Once back in Delhi, Shyama and Toby meet Mala, one of the women who see surrogacy as her way out of poverty—get paid for being pregnant, live in a facility for nine months where she is fed well and taken care of and where the only demand on her is a healthy baby. Further, there is no fear that if it is a girl she’ll be killed, a very real likelihood in Mala’s village. They choose Mala as their surrogate, but when her husband shows up and is abusive, they decide that she will not be safe in India and so, they opt to bring her back to London and into their lives—an distinctly unorthodox choice.
Surrogacy is the focus of the novel, but Syal ventures into hot topics using the rest of Shyama’s family. Her parents are embroiled in a decade-long battle to regain their apartment in Delhi where a family member is refusing to move out of what was supposed to be a temporary stay. Now, they’re battling a corrupt legal system and watching their retirement funds disappear and their family fracture as everyone chooses sides.
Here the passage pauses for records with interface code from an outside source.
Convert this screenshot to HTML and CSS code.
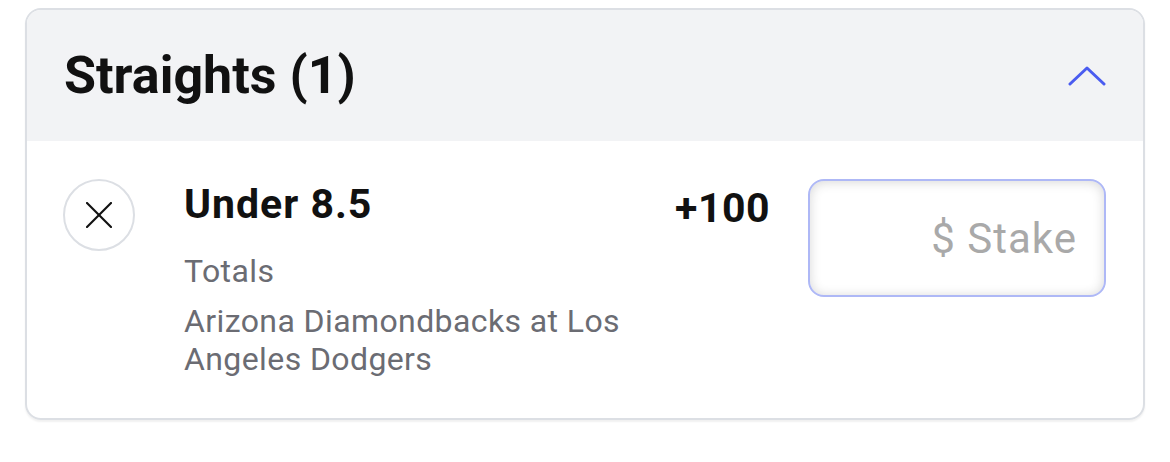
FILE: index.html
```html
<!DOCTYPE html>
<html lang="en">
<head>
    <meta charset="UTF-8">
    <meta name="viewport" content="width=device-width, initial-scale=1.0">
    <title>Bet Slip</title>
    <link rel="stylesheet" href="styles.css">
</head>
<body>

    <div class="slip">
        <!-- Header with collapse toggle -->
        <div class="slip-header">
            <h2>Straights (1)</h2>
            <button class="toggle" type="button" aria-label="Collapse">
                <svg width="38" height="20" viewBox="0 0 38 20" fill="none" stroke="#4a5cf0" stroke-width="3" stroke-linecap="round" stroke-linejoin="round">
                    <polyline points="2,18 19,2 36,18"/>
                </svg>
            </button>
        </div>

        <div class="bet">
            <button class="remove" type="button" aria-label="Remove">
                <svg width="26" height="26" viewBox="0 0 26 26" fill="none" stroke="#111" stroke-width="2.2" stroke-linecap="round">
                    <line x1="1" y1="1" x2="25" y2="25"/>
                    <line x1="25" y1="1" x2="1" y2="25"/>
                </svg>
            </button>

            <div class="bet-info">
                <div class="selection">Under 8.5</div>
                <div class="market">Totals</div>
                <div class="event">Arizona Diamondbacks at Los Angeles Dodgers</div>
            </div>

            <div class="odds">+100</div>

            <input class="stake" type="text" placeholder="$ Stake">
        </div>
    </div>

</body>
</html>
```

FILE: styles.css
```css
body {
    margin: 0;
    padding: 8px 25px;
    font-family: Roboto, "Liberation Sans", sans-serif;
    background-color: #ffffff;
    color: #111;
}

.slip {
    width: 1120px;
    box-sizing: border-box;
    border: 2px solid #dcdfe4;
    border-radius: 16px;
    overflow: hidden;
    box-shadow: 0 2px 2px rgba(0, 0, 0, 0.06);
}

.slip-header {
    display: flex;
    justify-content: space-between;
    align-items: center;
    height: 131px;
    padding: 0 37px;
    background-color: #f2f3f5;
}

h2 {
    margin: 0;
    font-size: 52px;
    font-weight: 700;
}

.toggle {
    background: none;
    border: none;
    padding: 0;
    cursor: pointer;
    display: flex;
}

.bet {
    display: flex;
    align-items: flex-start;
    padding: 38px 37px 40px 36px;
}

.remove {
    flex: none;
    width: 72px;
    height: 72px;
    border-radius: 50%;
    border: 2px solid #dcdfe4;
    background: #fff;
    display: flex;
    align-items: center;
    justify-content: center;
    padding: 0;
    cursor: pointer;
}

.bet-info {
    margin-left: 49px;
    width: 460px;
}

.selection {
    font-size: 41px;
    font-weight: 700;
    line-height: 48px;
    letter-spacing: 1px;
    margin-top: 1px;
}

.market, .event {
    font-size: 32px;
    line-height: 38px;
    letter-spacing: 0.4px;
    color: #6b6c73;
}

.market {
    margin-top: 24px;
}

.event {
    margin-top: 12px;
}

.odds {
    margin-left: auto;
    margin-top: 5px;
    font-size: 41px;
    font-weight: 700;
    line-height: 48px;
    letter-spacing: 0.5px;
}

.stake {
    flex: none;
    margin-left: 38px;
    width: 298px;
    height: 118px;
    box-sizing: border-box;
    border: 2px solid #aeb8f6;
    border-radius: 16px;
    padding: 0 27px;
    text-align: right;
    font-family: inherit;
    font-size: 42px;
    letter-spacing: 1px;
    background: #fff;
    box-shadow: inset 0 1px 12px rgba(0, 0, 0, 0.16);
    outline: none;
}

.stake::placeholder {
    color: #a9a9a9;
}
```
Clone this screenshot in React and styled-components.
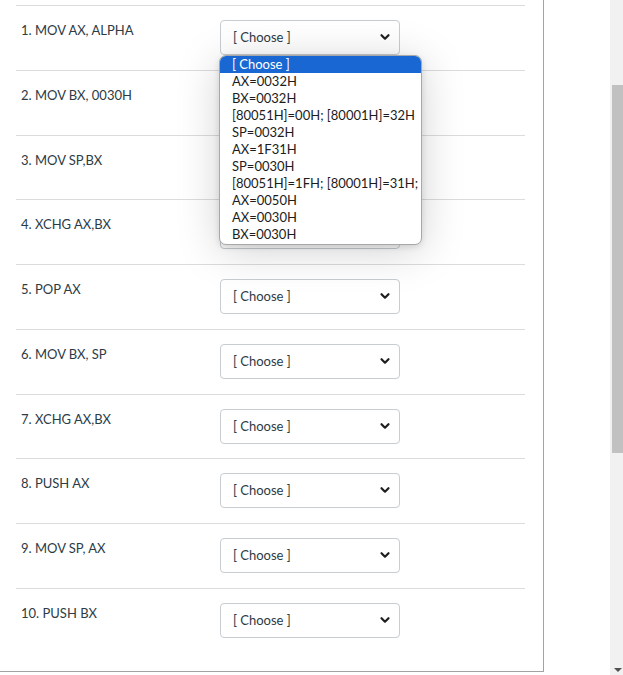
import React from 'react';
import styled, {createGlobalStyle} from 'styled-components';

const GlobalStyle = createGlobalStyle`
  html, body {
    margin: 0;
    padding: 0;
    background: #fff;
  }
  body {
    font-family: Lato, "Open Sans", sans-serif;
    color: #2d3b45;
  }
`;

const questions = [
    '1. MOV AX, ALPHA',
    '2. MOV BX, 0030H',
    '3. MOV SP,BX',
    '4. XCHG AX,BX',
    '5. POP AX',
    '6. MOV BX, SP',
    '7. XCHG AX,BX',
    '8. PUSH AX',
    '9. MOV SP, AX',
    '10. PUSH BX',
];

const choices = [
    '[ Choose ]',
    'AX=0032H',
    'BX=0032H',
    '[80051H]=00H; [80001H]=32H',
    'SP=0032H',
    'AX=1F31H',
    'SP=0030H',
    '[80051H]=1FH; [80001H]=31H;',
    'AX=0050H',
    'AX=0030H',
    'BX=0030H',
];

const Page = styled.div`
  display: flex;
  height: 675px;
  overflow: hidden;
`;

const Viewport = styled.div`
  flex: 1;
`;

const Panel = styled.div`
  width: 544px;
  height: 672px;
  box-sizing: border-box;
  border-right: 1px solid #a3a3a3;
  border-bottom: 1px solid #a3a3a3;
  padding: 5px 18px 0 16px;
`;

const Row = styled.div`
  display: flex;
  align-items: flex-start;
  height: 64.75px;
  box-sizing: border-box;
  border-top: 1px solid #dcdcdc;
  padding: 14px 0 0 5px;
`;

const Label = styled.div`
  width: 199px;
  font-size: 13px;
  line-height: 20px;
  color: #2d3b45;
`;

const SelectWrap = styled.div`
  position: relative;
`;

const SelectBox = styled.div`
  width: 180px;
  height: 35px;
  box-sizing: border-box;
  border: 1px solid #c7cdd1;
  border-radius: 4px;
  background: #fff;
  display: flex;
  align-items: center;
  justify-content: space-between;
  padding: 0 8px 1px 12px;
  font-size: 13px;
  color: #2d3b45;
`;

const Chevron = () => (
    <svg width="12" height="12" viewBox="0 0 12 12">
        <path d="M2.5 4.2 L6 7.7 L9.5 4.2" fill="none" stroke="#1f1f1f" strokeWidth="2.2" strokeLinecap="round" strokeLinejoin="round"/>
    </svg>
);

const Dropdown = styled.ul`
  position: absolute;
  top: 35px;
  left: -1px;
  width: 201px;
  margin: 0;
  padding: 0 0 1px;
  list-style: none;
  background: #fff;
  border: 1px solid #a8a8a8;
  border-radius: 7px;
  overflow: hidden;
  box-shadow: 0 6px 44px rgba(0, 0, 0, 0.18), 0 2px 6px rgba(0, 0, 0, 0.12);
  z-index: 5;
`;

const Option = styled.li`
  font-size: 13px;
  line-height: 17px;
  height: 17px;
  padding-left: 12px;
  white-space: nowrap;
  color: ${p => (p.$active ? '#fff' : '#1c1c1c')};
  background: ${p => (p.$active ? '#1967d2' : 'transparent')};
`;

const Scrollbar = styled.div`
  width: 13px;
  background: #f1f1f1;
  display: flex;
  flex-direction: column;
  align-items: flex-end;
`;

const Thumb = styled.div`
  margin-top: 85px;
  width: 11px;
  height: 368px;
  background: #c1c1c1;
`;

const Spacer = styled.div`
  flex: 1;
`;

const DownArrow = styled.div`
  width: 0;
  height: 0;
  margin: 0 1px 3px 0;
  border-left: 4px solid transparent;
  border-right: 4px solid transparent;
  border-top: 4px solid #505050;
`;

const App = () => {
    return (
        <Page>
            <GlobalStyle/>
            <Viewport>
                <Panel>
                    {questions.map((q, i) => (
                        <Row key={q}>
                            <Label>{q}</Label>
                            <SelectWrap>
                                <SelectBox>
                                    <span>[ Choose ]</span>
                                    <Chevron/>
                                </SelectBox>
                                {i === 0 && (
                                    <Dropdown>
                                        {choices.map((c, j) => (
                                            <Option key={c} $active={j === 0}>{c}</Option>
                                        ))}
                                    </Dropdown>
                                )}
                            </SelectWrap>
                        </Row>
                    ))}
                </Panel>
            </Viewport>
            <Scrollbar>
                <Thumb/>
                <Spacer/>
                <DownArrow/>
            </Scrollbar>
        </Page>
    );
};

export default App;
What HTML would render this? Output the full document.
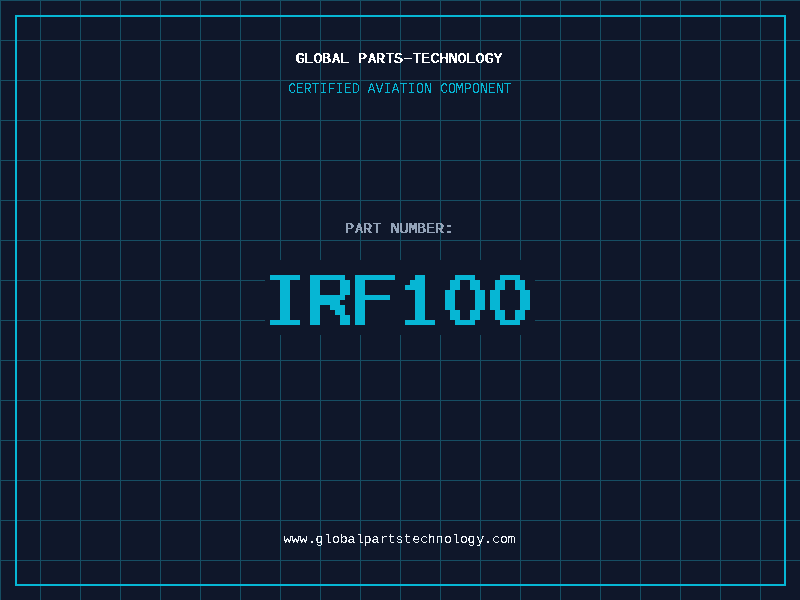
<!DOCTYPE html>
<html lang="en">
<head>
<meta charset="utf-8">
<title>IRF100 - Global Parts-Technology</title>
<style>
  html, body { margin: 0; padding: 0; }
  body {
    width: 800px; height: 600px; overflow: hidden; position: relative;
    background-color: #0f172a;
    background-image:
      linear-gradient(to right, #164e63 1px, transparent 1px),
      linear-gradient(to bottom, #164e63 1px, transparent 1px);
    background-size: 40px 40px;
    background-position: 0 0;
    font-family: "Liberation Mono", "DejaVu Sans Mono", monospace;
  }
  .frame {
    position: absolute; left: 15px; top: 15px; width: 771px; height: 571px;
    box-sizing: border-box; border: 2px solid #06b6d4;
  }
  .plate {
    position: absolute; left: 265px; top: 260px; width: 270px; height: 75px;
    background: #0f172a;
  }
  svg { position: absolute; left: 0; top: 0; }
  text { font-family: "Liberation Mono", "DejaVu Sans Mono", monospace; white-space: pre; }
  .title { font-size: 15px; fill: #ffffff; }
  .sub   { font-size: 15px; fill: #06b6d4; }
  .label { font-size: 15px; fill: #94a3b8; }
  .part  { font-size: 75px; fill: #06b6d4; }
  .dv    { font-family: "DejaVu Sans Mono", "Liberation Mono", monospace; font-size: 68.5px; }
  .zero  { font-family: "Liberation Sans", sans-serif; font-size: 74.25px; }
  .url   { font-size: 13.3333px; fill: #f1f5f9; }
</style>
</head>
<body>
  <div class="frame"></div>
  <div class="plate"></div>
  <svg width="800" height="600" viewBox="0 0 800 600">
    <defs>
      <filter id="crisp" x="0" y="0" width="800" height="600" filterUnits="userSpaceOnUse" color-interpolation-filters="sRGB">
        <feComponentTransfer>
          <feFuncA type="discrete" tableValues="0 0 0 0 0 0 0 0 0 0 1 1 1 1 1 1 1 1 1 1"/>
        </feComponentTransfer>
      </filter>
      <filter id="crispbold" x="0" y="0" width="800" height="600" filterUnits="userSpaceOnUse" color-interpolation-filters="sRGB">
        <feComponentTransfer result="bits">
          <feFuncA type="discrete" tableValues="0 0 0 0 0 0 0 0 0 0 1 1 1 1 1 1 1 1 1 1"/>
        </feComponentTransfer>
        <feOffset in="bits" dx="1" dy="0" result="strike"/>
        <feMerge>
          <feMergeNode in="bits"/>
          <feMergeNode in="strike"/>
        </feMerge>
      </filter>
      <filter id="pixel" x="265" y="260" width="270" height="75" filterUnits="userSpaceOnUse" color-interpolation-filters="sRGB">
        <feConvolveMatrix in="SourceAlpha" order="5" divisor="25" preserveAlpha="false" edgeMode="none"
          kernelMatrix="1 1 1 1 1  1 1 1 1 1  1 1 1 1 1  1 1 1 1 1  1 1 1 1 1" result="avg"/>
        <feFlood x="267" y="262" width="1" height="1" flood-color="#000" flood-opacity="1"/>
        <feComposite in2="SourceAlpha" operator="over" x="265" y="260" width="5" height="5"/>
        <feTile result="dots"/>
        <feComposite in="avg" in2="dots" operator="in"/>
        <feMorphology operator="dilate" radius="2"/>
        <feComponentTransfer result="cells">
          <feFuncA type="discrete" tableValues="0 0 0 0 0 0 0 0 0 0 0 1 1 1 1 1 1 1 1 1"/>
        </feComponentTransfer>
        <feOffset in="cells" dx="5" dy="0" result="strike"/>
        <feMerge result="mask">
          <feMergeNode in="cells"/>
          <feMergeNode in="strike"/>
        </feMerge>
        <feFlood flood-color="#06b6d4" flood-opacity="1"/>
        <feComposite in2="mask" operator="in"/>
      </filter>
    </defs>
    <g filter="url(#crispbold)"><text class="title" x="295.125 302.75 313 321.5 332 338.75 349 357.5 368 375.5 385.875 393.5 399.75 412.875 420.5 430 438.25 447.625 457 464.75 475 484.125 493" y="63">G<tspan x="302.75" textLength="10.352" lengthAdjust="spacingAndGlyphs">L</tspan>OB<tspan x="332" textLength="7.201" lengthAdjust="spacingAndGlyphs">A</tspan><tspan x="338.75" textLength="10.352" lengthAdjust="spacingAndGlyphs">L</tspan> P<tspan x="368" textLength="7.201" lengthAdjust="spacingAndGlyphs">A</tspan>R<tspan x="385.875" textLength="7.201" lengthAdjust="spacingAndGlyphs">T</tspan>S<tspan x="399.75" textLength="15.302" lengthAdjust="spacingAndGlyphs">-</tspan><tspan x="412.875" textLength="7.201" lengthAdjust="spacingAndGlyphs">T</tspan>EC<tspan x="438.25" textLength="10.532" lengthAdjust="spacingAndGlyphs">H</tspan><tspan x="447.625" textLength="9.902" lengthAdjust="spacingAndGlyphs">N</tspan>O<tspan x="464.75" textLength="10.352" lengthAdjust="spacingAndGlyphs">L</tspan>OGY</text></g>
    <g filter="url(#crisp)"><text class="sub" transform="scale(0.888889 1)" x="324.281 332.719 341.719 350.438 359.438 368.438 377.438 386.719 396 405 413.438 422.438 431.438 440.438 449.438 458.438 468 477.141 486 495.281 504 512.438 521.719 531 540.141 548.719 558.141 566.438" y="93">CERTIFIED AVIATION COMPONENT</text></g>
    <g filter="url(#crispbold)"><text class="label" x="344.5 355 362.5 372.875 381 389.625 398.5 408 416.5 425.5 434.5 441.25" y="233">P<tspan x="355" textLength="7.201" lengthAdjust="spacingAndGlyphs">A</tspan>R<tspan x="372.875" textLength="7.201" lengthAdjust="spacingAndGlyphs">T</tspan> <tspan x="389.625" textLength="9.902" lengthAdjust="spacingAndGlyphs">N</tspan><tspan x="398.5" textLength="9.902" lengthAdjust="spacingAndGlyphs">U</tspan>MBER<tspan x="441.25" textLength="14.402" lengthAdjust="spacingAndGlyphs">:</tspan></text></g>
    <text filter="url(#pixel)" class="part"><tspan x="261" y="324.5" textLength="43" lengthAdjust="spacingAndGlyphs">I</tspan><tspan x="303.75" y="322.875" textLength="48" lengthAdjust="spacingAndGlyphs" style="font-size:74.5px">R</tspan><tspan class="dv" x="343.5" y="324.25" textLength="51" lengthAdjust="spacingAndGlyphs">F</tspan><tspan x="398.25" y="324.5" textLength="36" lengthAdjust="spacingAndGlyphs">1</tspan><tspan class="zero" x="443.5" y="325.875" textLength="38.125" lengthAdjust="spacingAndGlyphs">0</tspan><tspan class="zero" x="488.5" y="325.875" textLength="38.125" lengthAdjust="spacingAndGlyphs">0</tspan></text>
    <g filter="url(#crisp)"><text class="url" x="283.5 291.5 299.5 308 315.5 324 332 339.75 347.5 356 363.5 371.5 380 387.75 395.5 403.75 412.25 420.25 427.5 435.5 444 452 460 467.5 476.125 484 492.25 500 507.5" y="543">www.globalpartstechnology.com</text></g>
  </svg>
</body>
</html>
Tara is sexually assaulted at college, but never reports it or tells anyone. Later, she uses her anger to become an activist at an NGO and moves to Delhi to fight against the pervasive rape culture.
Syal achieves a sense of push/pull in The House of Hidden Mothers while exploring a host of real issues: surrogacy, aging parents, rape, the caste system and corruption. Should Shyama, at her age, be going to India because of its lax surrogacy laws? In a perfect world, Mala would be rewarded for her mind and her ambition, but as a farmer’s wife in a rural community that’s not going to happen. So, is paying her for the one resource over which she has control, her body, wrong? And then, what about exploitation on the part of the surrogate, who can essentially hold the parents-to-be hostage?
In the same way, Syal pits some of the traditional aspects of Eastern culture against the Western mindset. Although the novel is set in London, much of the plot takes place in India and for a Western reader elicits further awkwardness while reading. Shyama’s family situation, where a brother is so clearly abusing the family relationship by refusing to relocate his daughter and her family out of an apartment, necessitating a decades long battle to evict said family members, is unfathomable. It makes for the kind of reading that might be entertaining but also leaves behind a queasy feeling.
Syal uses this plentitude of issues to evoke a response. In this way she reminds me of one of my favorite authors, Thrity Umrigar, who also writes of the intersection between India and the West and the cultural implications for both sides. The difference between the two is that Umrigar’s voice is more nuanced, with greater shadings between right and wrong, while Syal clearly takes a position. Did this mean that by the end The House of Hidden Mothers there were outcomes I didn’t agree with? Yes, but overall I found the novel to be provocative and entertaining.